Упрекая Бакунина в заговорах, ему следовало бы
«Метод — заниматься пустяками в публичных заседаниях, а настоящее дело делать потихоньку — оправдался блестяще».
А говоря о том, что идеи террора были заблуждениями молодых Маркса и Энгельса, надо было бы как-то объяснить, почему в «Анти-Дюринге» Энгельс пишет:
«Лишь со вздохами и стонами допускает он (Дюринг — авт.) возможность того, что для ниспровержения эксплуататорского хозяйничанья понадобится, может быть, насилие — к сожалению, изволите видеть, ибо всякое применение насилия деморализует того, кто его применяет. И это говорится, несмотря на тот высокий нравственный и идейный подъем, который бывал следствием всякой победоносной революции»
Каким образом в предисловии к «Истории Крестьянской войны в Германии» Энгельс ставит современным немцам в пример «здоровый вандализм» крестьянской войны, а в письме к Бебелю говорит:
«Но если мы, благодаря войне, преждевременно станем у власти, то техники будут нашими специальными противниками и будут обманывать и предавать нас, где только смогут. Нам придется применять террор…»?
Хотя нельзя, конечно, отрицать, что эти идеи возникли уже в самом начале деятельности будущих классиков марксизма:
«Это, по крайней мере, лучшее, что нам остается, пока мы вынуждены пользоваться еще пером и не можем воплощать наши идеи в действительность руками или, если это необходимо, кулаками»
И ведь Каутский, несомненно, знал все эти и многие другие места — он участвовал в редактировании немецкого издания писем Маркса и Энгельса, в котором большинство подобных высказываний было элиминировано редакцией. В его книгах ясно видно, что именно вселяло у него такую неприязнь к большевизму и желание любой ценой доказать, что он извращает марксизм. Это удивительная заразительность большевистских идей, их распространение в западных социалистических партиях, возрождающее старые страхи Энгельса о «русском засилии» (тогда — Бакунинском) в Интернационале.

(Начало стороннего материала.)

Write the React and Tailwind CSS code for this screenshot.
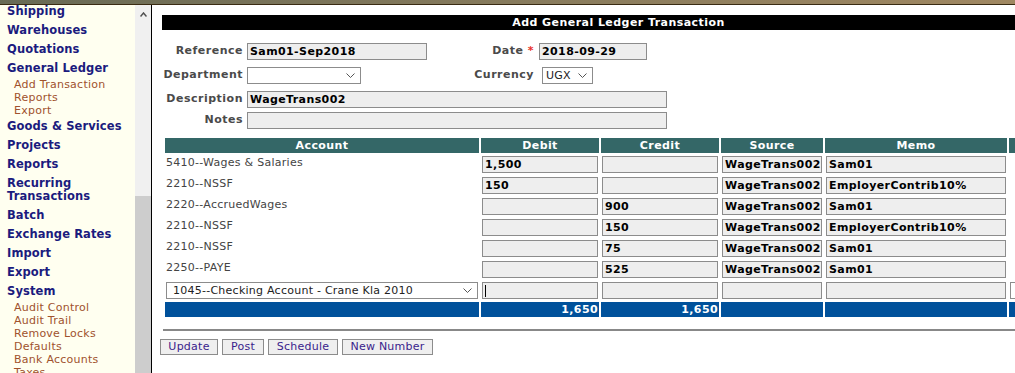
import React from 'react';

const nav = [
  { label: 'Shipping' },
  { label: 'Warehouses' },
  { label: 'Quotations' },
  { label: 'General Ledger', subs: ['Add Transaction', 'Reports', 'Export'] },
  { label: 'Goods & Services' },
  { label: 'Projects' },
  { label: 'Reports' },
  { label: 'Recurring Transactions', lines: ['Recurring', 'Transactions'] },
  { label: 'Batch' },
  { label: 'Exchange Rates' },
  { label: 'Import' },
  { label: 'Export' },
  {
    label: 'System',
    subs: ['Audit Control', 'Audit Trail', 'Remove Locks', 'Defaults', 'Bank Accounts', 'Taxes'],
  },
];

const lines = [
  { account: '5410--Wages & Salaries', debit: '1,500', credit: '', source: 'WageTrans002', memo: 'Sam01' },
  { account: '2210--NSSF', debit: '150', credit: '', source: 'WageTrans002', memo: 'EmployerContrib10%' },
  { account: '2220--AccruedWages', debit: '', credit: '900', source: 'WageTrans002', memo: 'Sam01' },
  { account: '2210--NSSF', debit: '', credit: '150', source: 'WageTrans002', memo: 'EmployerContrib10%' },
  { account: '2210--NSSF', debit: '', credit: '75', source: 'WageTrans002', memo: 'Sam01' },
  { account: '2250--PAYE', debit: '', credit: '525', source: 'WageTrans002', memo: 'Sam01' },
];

function Chevron() {
  return (
    <svg width="9" height="5" viewBox="0 0 9 5" className="shrink-0">
      <polyline points="0.5,0.5 4.5,4.5 8.5,0.5" fill="none" stroke="#555" strokeWidth="1" />
    </svg>
  );
}

function Field({ value, className = '', caret = false }) {
  return (
    <div
      className={`h-[17px] border border-[#8c8c8c] bg-[#eeeeee] px-[2px] text-[11px] font-bold tracking-[0.4px] leading-[15px] text-black whitespace-nowrap overflow-hidden flex items-center ${className}`}
    >
      {caret && <span className="block w-[1px] h-[12px] bg-black" />}
      {value}
    </div>
  );
}

function Select({ value, className = '' }) {
  return (
    <div
      className={`h-[17px] border border-[#8c8c8c] bg-white pl-[3px] pr-[5px] text-[11px] font-normal tracking-[0.25px] leading-[15px] text-[#222] flex items-center justify-between whitespace-nowrap ${className}`}
    >
      <span>{value}</span>
      <Chevron />
    </div>
  );
}

const cols = {
  account: 'w-[314px]',
  debit: 'w-[118px]',
  credit: 'w-[118px]',
  source: 'w-[102px]',
  memo: 'w-[182px]',
  extra: 'w-[66px]',
};

export default function App() {
  return (
    <div className="w-[1015px] h-[373px] overflow-hidden bg-white flex flex-col font-['DejaVu_Sans',Verdana,sans-serif]">
      <div className="h-[5px] shrink-0 bg-gradient-to-r from-[#686a55] via-[#877b5d] to-[#a08862] border-b border-[#3a2b12]" />
      <div className="flex flex-1 min-h-0">
        <aside className="w-[135px] shrink-0 bg-[#fffff0] overflow-hidden">
          <ul className="-mt-[3px]">
            {nav.map((item) => (
              <li key={item.label}>
                <div className="py-[3px] pl-[7px] text-[11.5px] font-bold leading-[13px] tracking-[0.1px] text-[#1b1b7e]">
                  {(item.lines || [item.label]).map((l) => (
                    <div key={l}>{l}</div>
                  ))}
                </div>
                {item.subs && (
                  <ul>
                    {item.subs.map((s) => (
                      <li key={s} className="pl-[14px] text-[11px] leading-[13px] tracking-[0.25px] text-[#a0522d]">
                        {s}
                      </li>
                    ))}
                  </ul>
                )}
              </li>
            ))}
          </ul>
        </aside>
        <div className="w-[16px] shrink-0 bg-[#f0f0f0] flex flex-col">
          <div className="h-[16px] flex items-center justify-center pt-[2px]">
            <svg width="7" height="5" viewBox="0 0 7 5">
              <polyline points="0.5,4.5 3.5,1 6.5,4.5" fill="none" stroke="#505050" strokeWidth="1.5" />
            </svg>
          </div>
          <div className="h-[175px]" />
          <div className="flex-1 bg-[#cdcdcd]" />
        </div>
        <div className="w-[1px] shrink-0 bg-black" />

        <main className="flex-1 min-w-0 overflow-hidden">
          <div className="ml-[10px] mt-[10px] w-[913px] h-[15px] bg-black text-center text-[11px] font-bold tracking-[0.45px] leading-[15px] text-white">
            Add General Ledger Transaction
          </div>

          <div className="mt-[13px] flex items-center h-[17px] text-[11px] font-bold tracking-[0.5px] text-[#4a4a4a]">
            <div className="w-[91px] text-right">Reference</div>
            <Field value="Sam01-Sep2018" className="ml-[4px] w-[180px]" />
            <div className="w-[107px] text-right">
              Date <span className="text-[#e8312a]">*</span>
            </div>
            <Field value="2018-09-29" className="ml-[5px] w-[108px]" />
          </div>

          <div className="mt-[7px] flex items-center h-[17px] text-[11px] font-bold tracking-[0.5px] text-[#4a4a4a]">
            <div className="w-[91px] text-right">Department</div>
            <Select value="" className="ml-[4px] w-[114px]" />
            <div className="w-[173px] text-right">Currency</div>
            <Select value="UGX" className="ml-[8px] w-[51px]" />
          </div>

          <div className="mt-[7px] flex items-center h-[17px] text-[11px] font-bold tracking-[0.5px] text-[#4a4a4a]">
            <div className="w-[91px] text-right">Description</div>
            <Field value="WageTrans002" className="ml-[4px] w-[420px]" />
          </div>

          <div className="mt-[4px] flex items-center h-[17px] text-[11px] font-bold tracking-[0.5px] text-[#4a4a4a]">
            <div className="w-[91px] text-right">Notes</div>
            <Field value="" className="ml-[4px] w-[420px]" />
          </div>

          <div className="ml-[13px] mt-[9px] w-[912px]">
            <div className="flex gap-[2px] h-[15px] text-[11px] font-bold tracking-[0.4px] leading-[15px] text-white text-center">
              <div className={`${cols.account} bg-[#346767]`}>Account</div>
              <div className={`${cols.debit} bg-[#346767]`}>Debit</div>
              <div className={`${cols.credit} bg-[#346767]`}>Credit</div>
              <div className={`${cols.source} bg-[#346767]`}>Source</div>
              <div className={`${cols.memo} bg-[#346767]`}>Memo</div>
              <div className={`${cols.extra} bg-[#346767]`}></div>
            </div>

            {lines.map((r, i) => (
              <div key={i} className="mt-[2px] flex gap-[2px] h-[19px]">
                <div className={`${cols.account} pl-[1px] pt-[1px] text-[11px] tracking-[0.27px] leading-[13px] text-[#444]`}>
                  {r.account}
                </div>
                <div className={`${cols.debit} p-[1px]`}>
                  <Field value={r.debit} />
                </div>
                <div className={`${cols.credit} p-[1px]`}>
                  <Field value={r.credit} />
                </div>
                <div className={`${cols.source} p-[1px]`}>
                  <Field value={r.source} />
                </div>
                <div className={`${cols.memo} p-[1px]`}>
                  <Field value={r.memo} />
                </div>
                <div className={cols.extra} />
              </div>
            ))}

            <div className="mt-[2px] flex gap-[2px] h-[19px]">
              <div className={`${cols.account} p-[1px]`}>
                <Select value="1045--Checking Account - Crane Kla 2010" className="w-full pl-[6px]" />
              </div>
              <div className={`${cols.debit} p-[1px]`}>
                <Field value="" caret />
              </div>
              <div className={`${cols.credit} p-[1px]`}>
                <Field value="" />
              </div>
              <div className={`${cols.source} p-[1px]`}>
                <Field value="" />
              </div>
              <div className={`${cols.memo} p-[1px]`}>
                <Field value="" />
              </div>
              <div className={`${cols.extra} p-[1px]`}>
                <Field value="" className="bg-white" />
              </div>
            </div>

            <div className="mt-[2px] flex gap-[2px] h-[15px] text-[11px] font-bold tracking-[0.4px] leading-[15px] text-white text-right">
              <div className={`${cols.account} bg-[#00519b]`} />
              <div className={`${cols.debit} bg-[#00519b] pr-[1px]`}>1,650</div>
              <div className={`${cols.credit} bg-[#00519b] pr-[1px]`}>1,650</div>
              <div className={`${cols.source} bg-[#00519b]`} />
              <div className={`${cols.memo} bg-[#00519b]`} />
              <div className={`${cols.extra} bg-[#00519b]`} />
            </div>
          </div>

          <div className="ml-[11px] mt-[12px] w-[920px] h-[2px] bg-[#888]" />

          <div className="ml-[8px] mt-[8px] flex gap-[4px]">
            {[
              ['Update', 'w-[58px]'],
              ['Post', 'w-[42px]'],
              ['Schedule', 'w-[70px]'],
              ['New Number', 'w-[91px]'],
            ].map(([t, w]) => (
              <button
                key={t}
                type="button"
                className={`${w} h-[16px] border border-[#8c8c8c] bg-[#efefef] text-[11px] tracking-[0.25px] leading-[14px] text-[#3a1d8c]`}
              >
                {t}
              </button>
            ))}
          </div>
        </main>
      </div>
    </div>
  );
}
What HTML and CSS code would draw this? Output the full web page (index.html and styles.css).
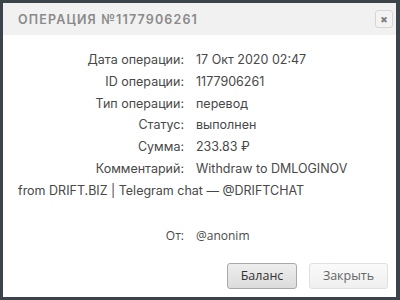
FILE: index.html
```html
<!DOCTYPE html>
<html>
<head>
<meta charset="utf-8">
<link rel="stylesheet" href="styles.css">
</head>
<body>
<div class="dialog">
  <div class="header">
    <div class="title">ОПЕРАЦИЯ №1177906261</div>
    <div class="close">&#x2716;</div>
  </div>
  <div class="body">
    <div class="row"><span class="label">Дата операции:</span>17 Окт 2020 02:47</div>
    <div class="row"><span class="label">ID операции:</span>1177906261</div>
    <div class="row"><span class="label">Тип операции:</span>перевод</div>
    <div class="row"><span class="label">Статус:</span>выполнен</div>
    <div class="row"><span class="label">Сумма:</span>233.83 ₽</div>
    <div class="row"><span class="label">Комментарий:</span>Withdraw to DMLOGINOV from DRIFT.BIZ | Telegram chat — @DRIFTCHAT</div>
    <div class="row from"><span class="label">От:</span>@anonim</div>
    <div class="buttons">
      <div class="btn primary">Баланс</div>
      <div class="btn">Закрыть</div>
    </div>
  </div>
</div>
</body>
</html>
```
FILE: styles.css
```css
html, body { margin: 0; padding: 0; }
body {
  width: 400px; height: 300px;
  background: #3b434b;
  padding: 3px 4px 3px 3px;
  box-sizing: border-box;
  font-family: Inter, "DejaVu Sans", sans-serif;
}
.dialog {
  background: #fff;
  height: 294px;
  display: flex;
  flex-direction: column;
}
.header {
  background: #f1f1f1;
  height: 32px;
  display: flex;
  align-items: center;
  justify-content: space-between;
  padding: 0 3px 0 15px;
}
.title {
  color: #8a8a8a;
  font-size: 12.5px;
  font-weight: 600;
  letter-spacing: 1.15px;
}
.close {
  width: 16px; height: 16px;
  border: 1px solid #d6d6d6;
  border-radius: 3px;
  background: #f3f3f3;
  color: #808080;
  font-size: 9px;
  display: flex; align-items: center; justify-content: center;
}
.body {
  padding: 14px 21px 0 15px;
  color: #484848;
  font-size: 12.5px;
  line-height: 21.8px;
}
.label {
  display: inline-block;
  width: 166px;
  text-align: right;
  margin-right: 12px;
}
.from {
  margin-top: 23px;
  font-family: "Open Sans", sans-serif;
  font-size: 12px;
}
.buttons {
  display: flex;
  justify-content: flex-end;
  gap: 12px;
  margin-top: 17px;
  margin-right: -13px;
}
.btn {
  font-family: "Open Sans", sans-serif;
  font-size: 12.5px;
  height: 24px;
  line-height: 24px;
  border: 1px solid #e0e0e0;
  border-radius: 3px;
  background: linear-gradient(#fafafa, #efefef);
  color: #666;
  width: 77px;
  text-align: center;
}
.btn.primary {
  width: 68px;
  border-color: #a9a9a9;
  background: linear-gradient(#eeeeee, #dcdcdc);
  color: #333;
}
```
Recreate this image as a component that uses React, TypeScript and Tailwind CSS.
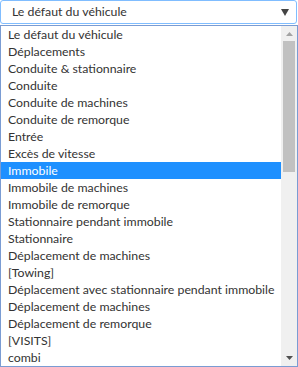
import React from "react";

const items = [
  "Le défaut du véhicule",
  "Déplacements",
  "Conduite & stationnaire",
  "Conduite",
  "Conduite de machines",
  "Conduite de remorque",
  "Entrée",
  "Excès de vitesse",
  "Immobile",
  "Immobile de machines",
  "Immobile de remorque",
  "Stationnaire pendant immobile",
  "Stationnaire",
  "Déplacement de machines",
  "[Towing]",
  "Déplacement avec stationnaire pendant immobile",
  "Déplacement de machines",
  "Déplacement de remorque",
  "[VISITS]",
  "combi",
];

export default function App() {
  return (
    <div
      className="w-[298px] h-[367px] bg-white text-[12.3px] text-[#333] overflow-hidden"
      style={{ fontFamily: 'Lato, "Noto Sans", sans-serif' }}
    >
      <div className="mr-[1px] h-[24px] border border-[#80bdff] rounded-[3px] flex items-center pl-[11px] pr-[7px]">
        <span className="flex-1 leading-[22px] whitespace-nowrap">Le défaut du véhicule</span>
        <svg width="8" height="7" viewBox="0 0 8 7" className="mt-[1px]">
          <path d="M0 0 H8 L4 7 Z" fill="#444" />
        </svg>
      </div>
      <div className="mt-[1px] h-[342px] border border-[#7a9cd3] flex">
        <div className="flex-1 min-w-0 overflow-hidden flex flex-col">
          {items.map((t, i) => (
            <div
              key={i}
              className={
                "h-[17px] leading-[17px] pl-[7px] whitespace-nowrap " +
                (i === 8 ? "bg-[#1e90ff] text-white" : "")
              }
            >
              {t}
            </div>
          ))}
        </div>
        <div className="w-[16px] shrink-0 bg-[#f0f0f0] flex flex-col">
          <div className="h-[15px] flex items-center justify-center">
            <svg width="7" height="4" viewBox="0 0 7 4">
              <path d="M0 4 L3.5 0 L7 4 Z" fill="#a3a3a3" />
            </svg>
          </div>
          <div className="mx-[2px] h-[131px] bg-[#c1c1c1]" />
          <div className="flex-1" />
          <div className="h-[17px] flex items-center justify-center">
            <svg width="7" height="4" viewBox="0 0 7 4">
              <path d="M0 0 H7 L3.5 4 Z" fill="#505050" />
            </svg>
          </div>
        </div>
      </div>
    </div>
  );
}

Другим звеном, связывающим социалистическую идеологию с идеей гибели человечества, является представление о неизбежной смерти человечества, присутствующее во многих социалистических учениях. Мы видели, например, что у катаров, в учении которых были представлены идеи социалистического характера, существовало представление, согласно которому после того, как павшие ангелы освободятся от материального плена, остальные люди погибнут, и весь материальный мир погрузится в первозданный хаос. В качестве другого примера приведем взгляд трех наиболее видных идеологов социализма, Сен-Симона, Фурье и Энгельса, на будущее человечества. В книге Сен-Симона «Труд о всемирном тяготении» имеется раздел «О будущем человеческого рода». Там подробно и с большим чувством описывается гибель человечества, причем для большего эффекта события излагаются в порядке, обратном хронологическому, как пущенная в обратную сторону кинолента.